Uses OpenCL for computation-intensive parts, you may want a machine with a mid-range GPU.
To prepare the dataset, change to the cvematch directory and run ./setup.sh
then ./cleanup.sh
.
$ ./cvematch.py --help
usage: ./cvematch.py --report-cve-info --report-cwe --report-diff --cve='CVE-1999-0199' some/project/src/*.c
Match known CVE fixes to your code. The result should be interpreted as "structure of this code
loosely reminds the code that lead to CVE-123"
positional arguments:
files Source files to check
options:
-h, --help show this help message and exit
--lang {C,C++,C#,Java,Python,PHP,JavaScript,Batchfile,CoffeeScript,Erlang,Go,HTML,Haskell,Lua,Matlab,Objective-C,Perl,PowerShell,R,Ruby,Rust,SQL,Scala,Shell,Swift,TypeScript}
programming language, case-sensitive
--cve CVE CVE id to check. Can be repeated.
--cwe CWE Check all CVEs with this CWE id. Can be repeated.
--w2v-show show distances to some word2vec tokens
--w2v-list list available word2vec files
--w2v W2V word2vec file name to use, see --w2v-list
--cve-list show list of available CVEs
--cwe-list show list of available CWEs
--report-cve-info show CVE description for matches
--report-cwe show CWE id and description for matches
--report-diff on match, show diff for matching hunk in CVE fix
--report-diff-full on match, show full diff of CVE fix
--report-diff-id on match, show internal id of matched diff to be used in --ignore
--ignore IGNORE CVE id, CWE id or diff id to ignore.

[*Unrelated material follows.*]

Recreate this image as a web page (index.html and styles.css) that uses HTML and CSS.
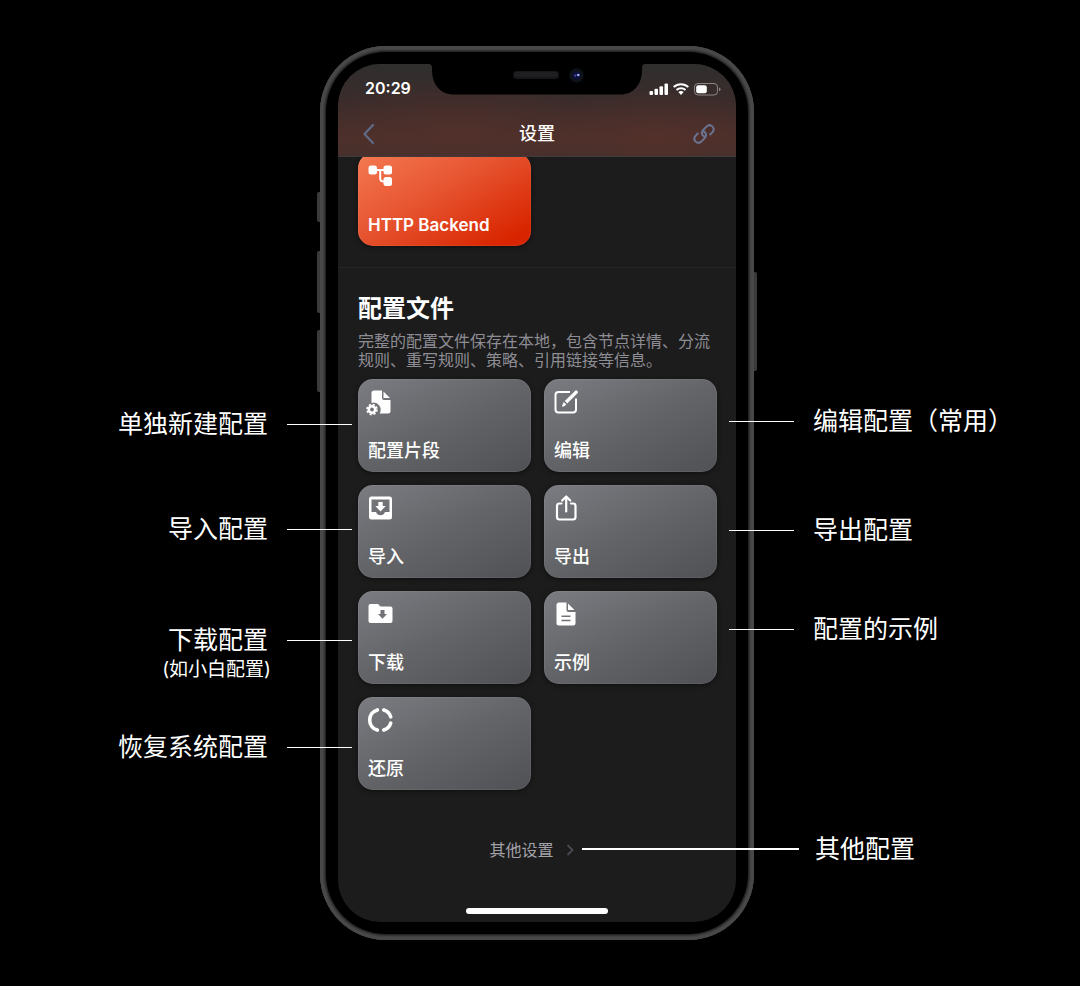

See --cve-list, --cwe-list, --report-
diff-id
--ignore-file IGNORE_FILE
file with --ignore args separated by new line
--split-diffs treat each hunk of file change as separate file diff
--max-file-len MAX_FILE_LEN
set file length in tokens before it gets split into several pseudofiles. Use
it to fix out of memory
--min-hunk-tokens MIN_HUNK_TOKENS
minimal token count for change to matter
--max-score MAX_SCORE
Max score value that is considered low enough to show as a result.
Reasonable values are from 0.05 (~exact copy of CVE) to 0.3 (loosely reminds
of some CVE)
This call to cvematch looks for CVE-1999-0199 in examples/88393274694273.c. When close enough match is found, it shows CVE description, related CWE and diff from CVE fix that matched at line 164. Score 0.266196 - 0.496774 means that found code has 0.266196 distance to original code in patch before CVE fix and 0.496774 to code after CVE fix. Where 0 is perfect match and 1 - completely different. 0.000000 - 0.496774 is score for a specific hunk of a bigger patch in this specific place.

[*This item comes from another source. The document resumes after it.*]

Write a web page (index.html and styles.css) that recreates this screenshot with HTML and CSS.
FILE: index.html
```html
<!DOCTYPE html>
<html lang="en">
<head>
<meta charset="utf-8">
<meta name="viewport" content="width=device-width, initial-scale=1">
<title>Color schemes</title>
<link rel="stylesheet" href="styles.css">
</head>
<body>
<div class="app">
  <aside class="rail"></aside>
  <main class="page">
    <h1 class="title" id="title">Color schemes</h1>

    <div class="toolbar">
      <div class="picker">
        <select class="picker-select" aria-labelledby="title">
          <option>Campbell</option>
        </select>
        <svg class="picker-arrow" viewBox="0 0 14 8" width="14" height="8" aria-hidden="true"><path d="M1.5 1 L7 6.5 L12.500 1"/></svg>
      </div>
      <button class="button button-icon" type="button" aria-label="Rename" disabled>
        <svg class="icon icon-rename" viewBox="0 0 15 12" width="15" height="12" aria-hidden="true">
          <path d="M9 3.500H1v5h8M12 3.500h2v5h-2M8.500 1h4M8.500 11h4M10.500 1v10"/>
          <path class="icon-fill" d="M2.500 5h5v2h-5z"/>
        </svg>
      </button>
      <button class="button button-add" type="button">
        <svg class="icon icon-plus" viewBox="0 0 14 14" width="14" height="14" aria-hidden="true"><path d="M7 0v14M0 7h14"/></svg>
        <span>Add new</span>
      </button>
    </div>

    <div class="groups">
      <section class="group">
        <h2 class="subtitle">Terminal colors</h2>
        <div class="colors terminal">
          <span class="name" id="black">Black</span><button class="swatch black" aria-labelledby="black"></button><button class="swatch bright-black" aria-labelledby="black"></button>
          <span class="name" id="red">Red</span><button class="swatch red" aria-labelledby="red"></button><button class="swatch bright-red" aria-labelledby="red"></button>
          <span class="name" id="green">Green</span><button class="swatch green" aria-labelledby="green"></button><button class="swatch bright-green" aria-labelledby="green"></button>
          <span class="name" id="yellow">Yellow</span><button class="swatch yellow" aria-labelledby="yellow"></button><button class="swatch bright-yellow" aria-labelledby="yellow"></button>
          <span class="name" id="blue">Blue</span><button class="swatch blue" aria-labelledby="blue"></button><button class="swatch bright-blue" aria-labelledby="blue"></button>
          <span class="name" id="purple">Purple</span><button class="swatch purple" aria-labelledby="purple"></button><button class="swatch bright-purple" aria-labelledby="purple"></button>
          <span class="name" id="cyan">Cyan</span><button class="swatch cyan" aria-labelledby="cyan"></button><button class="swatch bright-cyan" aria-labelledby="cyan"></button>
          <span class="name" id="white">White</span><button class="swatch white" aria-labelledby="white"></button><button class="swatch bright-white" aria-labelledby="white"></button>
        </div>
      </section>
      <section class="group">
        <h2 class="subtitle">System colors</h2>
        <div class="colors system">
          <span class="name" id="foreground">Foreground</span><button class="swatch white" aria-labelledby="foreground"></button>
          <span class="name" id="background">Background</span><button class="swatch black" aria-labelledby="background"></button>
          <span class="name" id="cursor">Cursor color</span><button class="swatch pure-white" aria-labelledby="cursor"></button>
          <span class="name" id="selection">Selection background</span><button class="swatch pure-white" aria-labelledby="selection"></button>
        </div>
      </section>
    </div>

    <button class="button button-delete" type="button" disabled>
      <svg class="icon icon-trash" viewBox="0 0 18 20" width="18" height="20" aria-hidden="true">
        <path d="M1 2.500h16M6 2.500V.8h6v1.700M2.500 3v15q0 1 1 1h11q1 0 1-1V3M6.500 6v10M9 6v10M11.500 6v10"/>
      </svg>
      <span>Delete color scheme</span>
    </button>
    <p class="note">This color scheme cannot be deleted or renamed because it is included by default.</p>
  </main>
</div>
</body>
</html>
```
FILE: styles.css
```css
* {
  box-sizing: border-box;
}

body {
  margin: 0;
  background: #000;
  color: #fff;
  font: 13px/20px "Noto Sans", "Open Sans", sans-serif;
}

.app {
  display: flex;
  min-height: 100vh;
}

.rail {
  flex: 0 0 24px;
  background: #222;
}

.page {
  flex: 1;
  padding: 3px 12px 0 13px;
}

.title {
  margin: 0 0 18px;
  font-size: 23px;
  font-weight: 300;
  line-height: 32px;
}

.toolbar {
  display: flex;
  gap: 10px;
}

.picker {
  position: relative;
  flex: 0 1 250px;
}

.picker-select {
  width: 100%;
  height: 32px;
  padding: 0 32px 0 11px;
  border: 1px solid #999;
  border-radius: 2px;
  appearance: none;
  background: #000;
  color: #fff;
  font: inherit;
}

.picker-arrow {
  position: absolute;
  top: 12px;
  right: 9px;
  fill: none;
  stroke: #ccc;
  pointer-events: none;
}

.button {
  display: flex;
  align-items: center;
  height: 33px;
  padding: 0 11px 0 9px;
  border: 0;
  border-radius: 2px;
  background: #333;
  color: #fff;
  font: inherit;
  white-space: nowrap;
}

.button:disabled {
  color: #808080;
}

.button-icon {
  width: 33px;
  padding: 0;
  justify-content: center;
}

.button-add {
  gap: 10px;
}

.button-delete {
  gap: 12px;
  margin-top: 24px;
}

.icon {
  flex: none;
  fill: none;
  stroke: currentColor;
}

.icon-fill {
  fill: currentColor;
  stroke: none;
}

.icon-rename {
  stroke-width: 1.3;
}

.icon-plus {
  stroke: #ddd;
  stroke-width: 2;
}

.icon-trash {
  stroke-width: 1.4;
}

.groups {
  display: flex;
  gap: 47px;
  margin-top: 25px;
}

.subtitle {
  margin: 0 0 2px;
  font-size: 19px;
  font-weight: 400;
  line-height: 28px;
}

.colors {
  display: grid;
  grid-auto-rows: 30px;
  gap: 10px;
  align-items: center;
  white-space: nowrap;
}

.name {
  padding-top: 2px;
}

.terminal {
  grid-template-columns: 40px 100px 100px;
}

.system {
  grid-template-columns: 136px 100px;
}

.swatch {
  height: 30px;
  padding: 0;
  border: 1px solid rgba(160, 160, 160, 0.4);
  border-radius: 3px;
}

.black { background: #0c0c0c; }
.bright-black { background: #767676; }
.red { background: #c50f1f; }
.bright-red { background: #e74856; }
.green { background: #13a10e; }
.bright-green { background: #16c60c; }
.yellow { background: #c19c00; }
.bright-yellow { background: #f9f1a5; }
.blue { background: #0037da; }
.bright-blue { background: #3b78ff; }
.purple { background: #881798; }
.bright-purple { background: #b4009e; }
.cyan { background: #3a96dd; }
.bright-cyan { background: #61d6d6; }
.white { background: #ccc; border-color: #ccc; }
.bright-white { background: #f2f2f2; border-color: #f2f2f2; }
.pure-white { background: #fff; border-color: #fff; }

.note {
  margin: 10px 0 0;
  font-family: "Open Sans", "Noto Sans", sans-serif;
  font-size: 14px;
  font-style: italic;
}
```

$ ./cvematch.py --lang C++ --report-cve-info --report-cwe --report-diff --cve='CVE-1999-0199' examples/88393274694273.c
Will check:
CVE-1999-0199
4 file diffs in cves
1 files, max tokens in file: 16384
Processing examples/88393274694273.c tokens: 16384
Matched CVE-1999-0199 with score 0.266196 - 0.496774
CVE Info: "manual/search.texi in the GNU C Library (aka glibc) before 2.2 lacks
a statement about the unspecified tdelete return value upon deletion of a tree's
root, which might allow attackers to access a dangling pointer in an application
whose developer was unaware of a documentation update from 1999."
CWE-252 - Unchecked Return Value
examples/88393274694273.c:164:0 0.000000 - 0.496774
# define SWITCH_ENUM_CAST(x) (x)
# endif
-/* How many characters in the character set. */
-# define CHAR_SET_SIZE 256
-
-# ifdef SYNTAX_TABLE
-
-extern char *re_syntax_table;
-
-# else /* not SYNTAX_TABLE */
-
-static char re_syntax_table[CHAR_SET_SIZE];
-
-static void
-init_syntax_once ()
-{
// ... rest of long patch that matched at this offset in file
Uses CVEFixes dataset as a source of diffs for public vulnerabilities.

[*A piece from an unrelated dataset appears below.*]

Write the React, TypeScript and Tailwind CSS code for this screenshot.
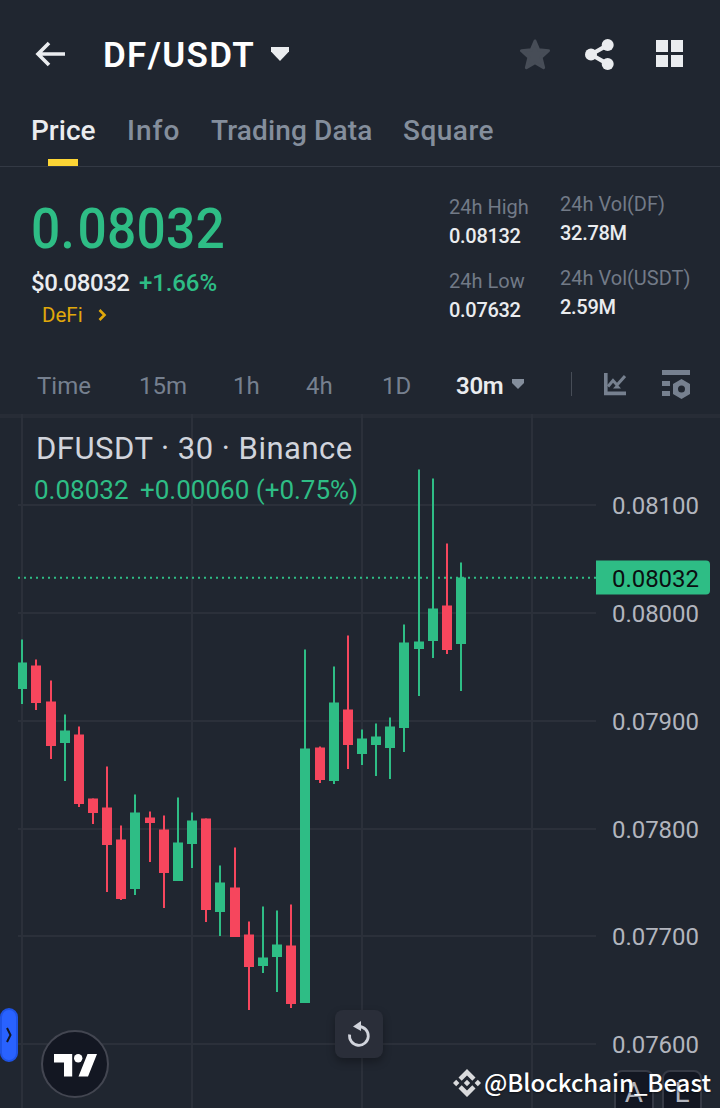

Each source file is scored as follows:
- Search source for a substring with minimal Levenstein distance* to each hunk in diff for a CVE fix.
- If distance for diff part before change is less than certain threshold, compute (1) for CVE's diff code after fix.
- If distance to code before fix is less than distance after fix, report the issue.
*Levenstein distance here is not the usual string matching case. The insert-delete-substitute operations are done on whole words / tokens. Substitution cost is cosine distance between word2vec vectors, which lets it decide that substitution of "a_size" with "a_len" is semantically closer than "a_size" -> "a_index" ("a", and, "size" will be separate tokens).